Morto em abril, o compositor cearense Antonio Carlos Belchior consagrou na voz de Elis Regina sua música mais conhecida. Falava, em plena ditadura, da dor de perceber a própria geração reproduzir os passos dos pais, mesmo tendo feito tudo o que fizeram.
Apesar do novo velho impasse político, porém, já não somos os mesmos – nem os filhos nem os netos dos antigos protagonistas, conforme assegura o noticiário sobre os herdeiros de Tancredo.
A geração que promete colocar na rua a versão 2.0 das “Diretas Já” tem a chance de tirar de debaixo do tapete, e em meio às balas de borracha disparadas nos grandes centros, uma série de acordos determinantes desta espécie de passado contínuo vivido pelo país.

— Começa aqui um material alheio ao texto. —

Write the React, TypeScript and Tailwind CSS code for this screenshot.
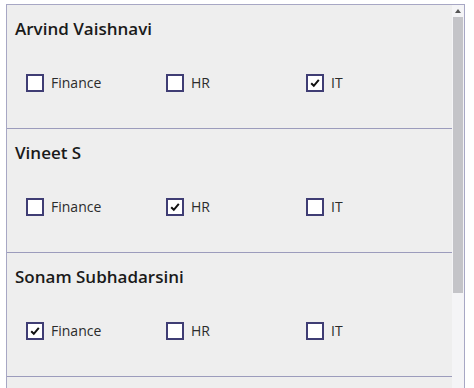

O Brasil das costuras políticas pacíficas jamais acertou as contas com seu passado autoritário, e o resultado são as bases de uma sociedade ainda marcadamente violenta, arrogante, excludente e tomada de fossos entre representantes e representados, sobretudo quando reformas como a Trabalhista e da Previdência são impostas pelos primeiros sem o devido debate com os segundos – e sem a legitimidade das urnas, que se manifestou, em 2014, por outra agenda (abandonada, frise-se, inclusive por Dilma Rousseff).
Aos poucos, a expressão “Diretas Já” volta, assim, ao debate público. “A crise não apenas exige a remoção de Temer do governo como a convocação imediata de eleições para o Executivo”, escreve o ex-secretário de Estado de Direitos Humanos (governo FHC) Paulo Sérgio Pinheiro em artigo na página A3 da Folha de S.Paulo, um dos mais prestigiados espaços de opinião do jornal. “O desmantelamento das conquistas da Constituição de 1988 e da política de Estado dos direitos humanos, promovido de forma acelerada pelo governo, deve ser interrompido”, pediu o jurista.
A releitura do apelo ao voto direto para presidente em pleno 2017, que exige uma emenda à Constituição, é sintomática dos buracos abertos por quem deveria pavimentar a transição do país ao estabelecimento pleno das conquistas políticas.